# Short problem
Repeat, exactly and completely, the material that follows. Omit the pictures.

# Supplied data
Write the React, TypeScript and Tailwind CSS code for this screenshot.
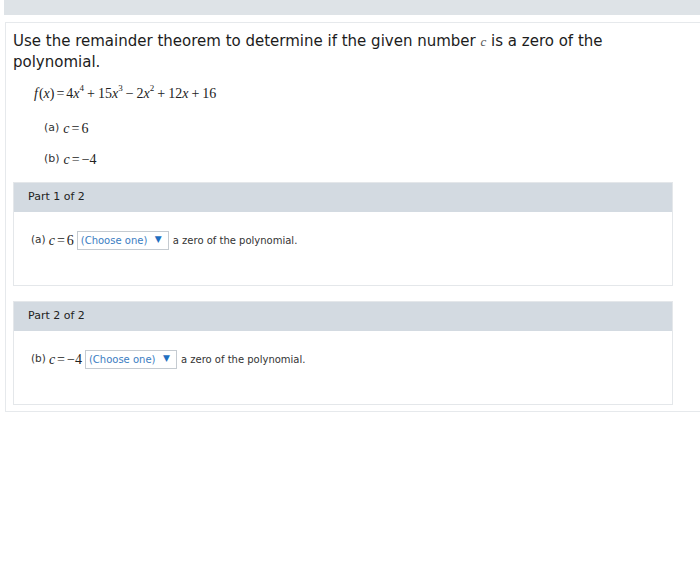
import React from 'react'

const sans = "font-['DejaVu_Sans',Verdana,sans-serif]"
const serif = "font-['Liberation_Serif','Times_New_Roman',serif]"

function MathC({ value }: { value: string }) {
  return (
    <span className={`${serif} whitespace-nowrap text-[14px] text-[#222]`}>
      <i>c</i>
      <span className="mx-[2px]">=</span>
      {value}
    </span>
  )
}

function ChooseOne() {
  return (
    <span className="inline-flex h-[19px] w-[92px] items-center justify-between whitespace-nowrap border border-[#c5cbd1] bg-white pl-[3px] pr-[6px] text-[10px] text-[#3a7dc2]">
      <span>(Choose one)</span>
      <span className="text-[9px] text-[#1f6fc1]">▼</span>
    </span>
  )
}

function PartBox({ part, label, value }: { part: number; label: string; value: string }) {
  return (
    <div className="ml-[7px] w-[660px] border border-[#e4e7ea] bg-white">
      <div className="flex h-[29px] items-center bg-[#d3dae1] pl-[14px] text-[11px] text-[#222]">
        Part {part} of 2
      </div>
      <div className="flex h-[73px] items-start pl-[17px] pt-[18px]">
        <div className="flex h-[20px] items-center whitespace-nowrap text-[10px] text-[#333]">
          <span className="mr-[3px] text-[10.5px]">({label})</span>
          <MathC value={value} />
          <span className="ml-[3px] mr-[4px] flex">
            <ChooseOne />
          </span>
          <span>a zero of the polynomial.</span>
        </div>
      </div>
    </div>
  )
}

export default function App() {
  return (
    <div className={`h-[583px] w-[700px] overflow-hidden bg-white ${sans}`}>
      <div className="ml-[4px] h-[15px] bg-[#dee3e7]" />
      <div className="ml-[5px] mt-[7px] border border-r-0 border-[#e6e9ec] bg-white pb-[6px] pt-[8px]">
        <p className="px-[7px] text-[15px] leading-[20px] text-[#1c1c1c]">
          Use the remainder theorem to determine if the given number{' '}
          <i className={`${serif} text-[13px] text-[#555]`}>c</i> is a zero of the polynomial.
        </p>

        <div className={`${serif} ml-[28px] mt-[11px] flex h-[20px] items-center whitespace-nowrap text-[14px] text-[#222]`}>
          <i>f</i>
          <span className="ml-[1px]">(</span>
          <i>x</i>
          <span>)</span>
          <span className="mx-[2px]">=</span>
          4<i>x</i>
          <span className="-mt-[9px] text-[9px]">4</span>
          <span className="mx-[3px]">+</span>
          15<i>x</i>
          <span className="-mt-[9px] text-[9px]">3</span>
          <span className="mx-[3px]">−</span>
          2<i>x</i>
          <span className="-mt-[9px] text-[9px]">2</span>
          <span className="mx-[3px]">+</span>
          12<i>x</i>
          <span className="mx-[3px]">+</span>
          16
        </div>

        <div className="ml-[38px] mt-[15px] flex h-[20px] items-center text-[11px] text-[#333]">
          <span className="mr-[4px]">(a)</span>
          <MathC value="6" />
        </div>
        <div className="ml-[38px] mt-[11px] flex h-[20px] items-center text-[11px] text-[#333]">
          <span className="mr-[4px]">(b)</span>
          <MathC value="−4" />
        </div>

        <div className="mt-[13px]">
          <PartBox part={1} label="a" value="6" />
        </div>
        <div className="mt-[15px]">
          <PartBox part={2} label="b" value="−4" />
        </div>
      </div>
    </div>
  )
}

# Right answer
Write the React, TypeScript and Tailwind CSS code for this screenshot.
import React from 'react'

const sans = "font-['DejaVu_Sans',Verdana,sans-serif]"
const serif = "font-['Liberation_Serif','Times_New_Roman',serif]"

function MathC({ value }: { value: string }) {
  return (
    <span className={`${serif} whitespace-nowrap text-[14px] text-[#222]`}>
      <i>c</i>
      <span className="mx-[2px]">=</span>
      {value}
    </span>
  )
}

function ChooseOne() {
  return (
    <span className="inline-flex h-[19px] w-[92px] items-center justify-between whitespace-nowrap border border-[#c5cbd1] bg-white pl-[3px] pr-[6px] text-[10px] text-[#3a7dc2]">
      <span>(Choose one)</span>
      <span className="text-[9px] text-[#1f6fc1]">▼</span>
    </span>
  )
}

function PartBox({ part, label, value }: { part: number; label: string; value: string }) {
  return (
    <div className="ml-[7px] w-[660px] border border-[#e4e7ea] bg-white">
      <div className="flex h-[29px] items-center bg-[#d3dae1] pl-[14px] text-[11px] text-[#222]">
        Part {part} of 2
      </div>
      <div className="flex h-[73px] items-start pl-[17px] pt-[18px]">
        <div className="flex h-[20px] items-center whitespace-nowrap text-[10px] text-[#333]">
          <span className="mr-[3px] text-[10.5px]">({label})</span>
          <MathC value={value} />
          <span className="ml-[3px] mr-[4px] flex">
            <ChooseOne />
          </span>
          <span>a zero of the polynomial.</span>
        </div>
      </div>
    </div>
  )
}

export default function App() {
  return (
    <div className={`h-[583px] w-[700px] overflow-hidden bg-white ${sans}`}>
      <div className="ml-[4px] h-[15px] bg-[#dee3e7]" />
      <div className="ml-[5px] mt-[7px] border border-r-0 border-[#e6e9ec] bg-white pb-[6px] pt-[8px]">
        <p className="px-[7px] text-[15px] leading-[20px] text-[#1c1c1c]">
          Use the remainder theorem to determine if the given number{' '}
          <i className={`${serif} text-[13px] text-[#555]`}>c</i> is a zero of the polynomial.
        </p>

        <div className={`${serif} ml-[28px] mt-[11px] flex h-[20px] items-center whitespace-nowrap text-[14px] text-[#222]`}>
          <i>f</i>
          <span className="ml-[1px]">(</span>
          <i>x</i>
          <span>)</span>
          <span className="mx-[2px]">=</span>
          4<i>x</i>
          <span className="-mt-[9px] text-[9px]">4</span>
          <span className="mx-[3px]">+</span>
          15<i>x</i>
          <span className="-mt-[9px] text-[9px]">3</span>
          <span className="mx-[3px]">−</span>
          2<i>x</i>
          <span className="-mt-[9px] text-[9px]">2</span>
          <span className="mx-[3px]">+</span>
          12<i>x</i>
          <span className="mx-[3px]">+</span>
          16
        </div>

        <div className="ml-[38px] mt-[15px] flex h-[20px] items-center text-[11px] text-[#333]">
          <span className="mr-[4px]">(a)</span>
          <MathC value="6" />
        </div>
        <div className="ml-[38px] mt-[11px] flex h-[20px] items-center text-[11px] text-[#333]">
          <span className="mr-[4px]">(b)</span>
          <MathC value="−4" />
        </div>

        <div className="mt-[13px]">
          <PartBox part={1} label="a" value="6" />
        </div>
        <div className="mt-[15px]">
          <PartBox part={2} label="b" value="−4" />
        </div>
      </div>
    </div>
  )
}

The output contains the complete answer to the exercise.